*Exercise description*:
Quote all of the data that follows exactly as written, skipping the images.

*Provided data*:
** BEGIN **
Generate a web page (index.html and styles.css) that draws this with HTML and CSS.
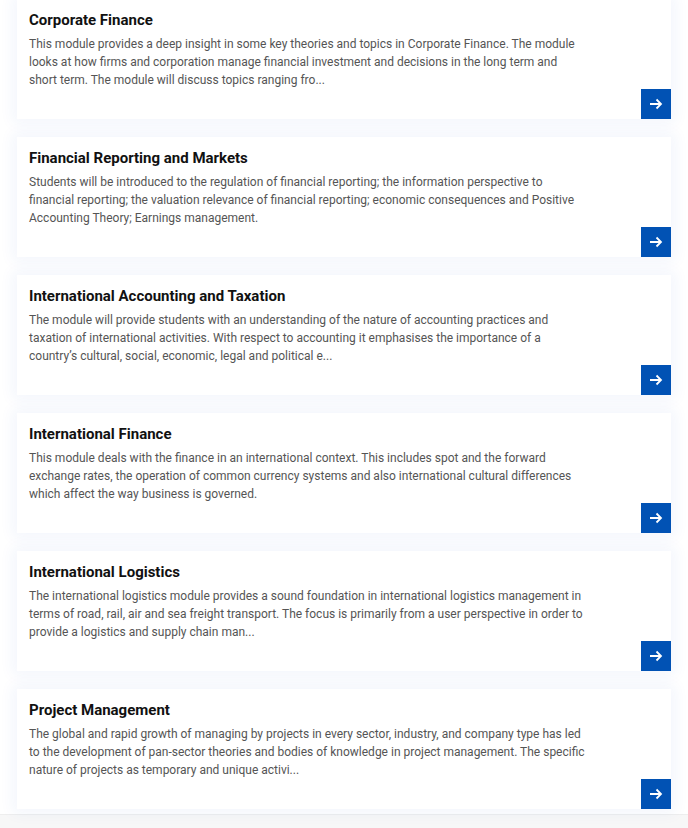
FILE: index.html
```html
<!DOCTYPE html>
<html lang="en">
<head>
<meta charset="utf-8">
<title>Modules</title>
<link rel="stylesheet" href="styles.css">
</head>
<body>
<main class="list">
  <article class="card">
    <h3 class="card-title">Corporate Finance</h3>
    <p class="card-desc">This module provides a deep insight in some key theories and topics in Corporate Finance. The module looks at how firms and corporation manage financial investment and decisions in the long term and short term. The module will discuss topics ranging fro...</p>
    <a class="card-btn" href="#" aria-label="Open"><svg width="14" height="12" viewBox="0 0 14 12"><path d="M1 6h11M7.5 1.5L12 6l-4.5 4.5" fill="none" stroke="#fff" stroke-width="1.8"/></svg></a>
  </article>
  <article class="card">
    <h3 class="card-title">Financial Reporting and Markets</h3>
    <p class="card-desc">Students will be introduced to the regulation of financial reporting; the information perspective to financial reporting; the valuation relevance of financial reporting; economic consequences and Positive Accounting Theory; Earnings management.</p>
    <a class="card-btn" href="#" aria-label="Open"><svg width="14" height="12" viewBox="0 0 14 12"><path d="M1 6h11M7.5 1.5L12 6l-4.5 4.5" fill="none" stroke="#fff" stroke-width="1.8"/></svg></a>
  </article>
  <article class="card">
    <h3 class="card-title">International Accounting and Taxation</h3>
    <p class="card-desc">The module will provide students with an understanding of the nature of accounting practices and taxation of international activities. With respect to accounting it emphasises the importance of a country’s cultural, social, economic, legal and political e...</p>
    <a class="card-btn" href="#" aria-label="Open"><svg width="14" height="12" viewBox="0 0 14 12"><path d="M1 6h11M7.5 1.5L12 6l-4.5 4.5" fill="none" stroke="#fff" stroke-width="1.8"/></svg></a>
  </article>
  <article class="card">
    <h3 class="card-title">International Finance</h3>
    <p class="card-desc">This module deals with the finance in an international context. This includes spot and the forward exchange rates, the operation of common currency systems and also international cultural differences which affect the way business is governed.</p>
    <a class="card-btn" href="#" aria-label="Open"><svg width="14" height="12" viewBox="0 0 14 12"><path d="M1 6h11M7.5 1.5L12 6l-4.5 4.5" fill="none" stroke="#fff" stroke-width="1.8"/></svg></a>
  </article>
  <article class="card">
    <h3 class="card-title">International Logistics</h3>
    <p class="card-desc">The international logistics module provides a sound foundation in international logistics management in terms of road, rail, air and sea freight transport. The focus is primarily from a user perspective in order to provide a logistics and supply chain man...</p>
    <a class="card-btn" href="#" aria-label="Open"><svg width="14" height="12" viewBox="0 0 14 12"><path d="M1 6h11M7.5 1.5L12 6l-4.5 4.5" fill="none" stroke="#fff" stroke-width="1.8"/></svg></a>
  </article>
  <article class="card">
    <h3 class="card-title">Project Management</h3>
    <p class="card-desc">The global and rapid growth of managing by projects in every sector, industry, and company type has led to the development of pan-sector theories and bodies of knowledge in project management. The specific nature of projects as temporary and unique activi...</p>
    <a class="card-btn" href="#" aria-label="Open"><svg width="14" height="12" viewBox="0 0 14 12"><path d="M1 6h11M7.5 1.5L12 6l-4.5 4.5" fill="none" stroke="#fff" stroke-width="1.8"/></svg></a>
  </article>
</main>
<footer class="footer"></footer>
</body>
</html>
```

FILE: styles.css
```css
html, body {
  margin: 0;
  padding: 0;
  background: #fff;
  font-family: Roboto, "Liberation Sans", Arial, sans-serif;
}
.list {
  display: flex;
  flex-direction: column;
  gap: 18px;
  padding: 0 17px;
  margin-top: -1px;
}
.card {
  position: relative;
  height: 120px;
  box-sizing: border-box;
  background: #fff;
  padding: 11px 12px 0 12px;
  box-shadow: 0 0 14px 4px rgba(30, 90, 200, 0.06);
}
.card-title {
  margin: 0;
  font-size: 15px;
  line-height: 20px;
  font-weight: 700;
  color: #111;
}
.card-desc {
  margin: 5px 0 0 0;
  max-width: 556px;
  font-size: 12px;
  line-height: 18px;
  color: #555;
}
.card-btn {
  position: absolute;
  right: 0;
  bottom: 0;
  width: 30px;
  height: 30px;
  background: #0152b4;
  display: flex;
  align-items: center;
  justify-content: center;
}
.card-btn svg { display: block; }
.footer {
  margin-top: 5px;
  height: 20px;
  background: #f7f7f7;
  border-top: 1px solid #eeeeee;
}
```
** END **
*Task output*:
Generate a web page (index.html and styles.css) that draws this with HTML and CSS.
FILE: index.html
```html
<!DOCTYPE html>
<html lang="en">
<head>
<meta charset="utf-8">
<title>Modules</title>
<link rel="stylesheet" href="styles.css">
</head>
<body>
<main class="list">
  <article class="card">
    <h3 class="card-title">Corporate Finance</h3>
    <p class="card-desc">This module provides a deep insight in some key theories and topics in Corporate Finance. The module looks at how firms and corporation manage financial investment and decisions in the long term and short term. The module will discuss topics ranging fro...</p>
    <a class="card-btn" href="#" aria-label="Open"><svg width="14" height="12" viewBox="0 0 14 12"><path d="M1 6h11M7.5 1.5L12 6l-4.5 4.5" fill="none" stroke="#fff" stroke-width="1.8"/></svg></a>
  </article>
  <article class="card">
    <h3 class="card-title">Financial Reporting and Markets</h3>
    <p class="card-desc">Students will be introduced to the regulation of financial reporting; the information perspective to financial reporting; the valuation relevance of financial reporting; economic consequences and Positive Accounting Theory; Earnings management.</p>
    <a class="card-btn" href="#" aria-label="Open"><svg width="14" height="12" viewBox="0 0 14 12"><path d="M1 6h11M7.5 1.5L12 6l-4.5 4.5" fill="none" stroke="#fff" stroke-width="1.8"/></svg></a>
  </article>
  <article class="card">
    <h3 class="card-title">International Accounting and Taxation</h3>
    <p class="card-desc">The module will provide students with an understanding of the nature of accounting practices and taxation of international activities. With respect to accounting it emphasises the importance of a country’s cultural, social, economic, legal and political e...</p>
    <a class="card-btn" href="#" aria-label="Open"><svg width="14" height="12" viewBox="0 0 14 12"><path d="M1 6h11M7.5 1.5L12 6l-4.5 4.5" fill="none" stroke="#fff" stroke-width="1.8"/></svg></a>
  </article>
  <article class="card">
    <h3 class="card-title">International Finance</h3>
    <p class="card-desc">This module deals with the finance in an international context. This includes spot and the forward exchange rates, the operation of common currency systems and also international cultural differences which affect the way business is governed.</p>
    <a class="card-btn" href="#" aria-label="Open"><svg width="14" height="12" viewBox="0 0 14 12"><path d="M1 6h11M7.5 1.5L12 6l-4.5 4.5" fill="none" stroke="#fff" stroke-width="1.8"/></svg></a>
  </article>
  <article class="card">
    <h3 class="card-title">International Logistics</h3>
    <p class="card-desc">The international logistics module provides a sound foundation in international logistics management in terms of road, rail, air and sea freight transport. The focus is primarily from a user perspective in order to provide a logistics and supply chain man...</p>
    <a class="card-btn" href="#" aria-label="Open"><svg width="14" height="12" viewBox="0 0 14 12"><path d="M1 6h11M7.5 1.5L12 6l-4.5 4.5" fill="none" stroke="#fff" stroke-width="1.8"/></svg></a>
  </article>
  <article class="card">
    <h3 class="card-title">Project Management</h3>
    <p class="card-desc">The global and rapid growth of managing by projects in every sector, industry, and company type has led to the development of pan-sector theories and bodies of knowledge in project management. The specific nature of projects as temporary and unique activi...</p>
    <a class="card-btn" href="#" aria-label="Open"><svg width="14" height="12" viewBox="0 0 14 12"><path d="M1 6h11M7.5 1.5L12 6l-4.5 4.5" fill="none" stroke="#fff" stroke-width="1.8"/></svg></a>
  </article>
</main>
<footer class="footer"></footer>
</body>
</html>
```

FILE: styles.css
```css
html, body {
  margin: 0;
  padding: 0;
  background: #fff;
  font-family: Roboto, "Liberation Sans", Arial, sans-serif;
}
.list {
  display: flex;
  flex-direction: column;
  gap: 18px;
  padding: 0 17px;
  margin-top: -1px;
}
.card {
  position: relative;
  height: 120px;
  box-sizing: border-box;
  background: #fff;
  padding: 11px 12px 0 12px;
  box-shadow: 0 0 14px 4px rgba(30, 90, 200, 0.06);
}
.card-title {
  margin: 0;
  font-size: 15px;
  line-height: 20px;
  font-weight: 700;
  color: #111;
}
.card-desc {
  margin: 5px 0 0 0;
  max-width: 556px;
  font-size: 12px;
  line-height: 18px;
  color: #555;
}
.card-btn {
  position: absolute;
  right: 0;
  bottom: 0;
  width: 30px;
  height: 30px;
  background: #0152b4;
  display: flex;
  align-items: center;
  justify-content: center;
}
.card-btn svg { display: block; }
.footer {
  margin-top: 5px;
  height: 20px;
  background: #f7f7f7;
  border-top: 1px solid #eeeeee;
}
```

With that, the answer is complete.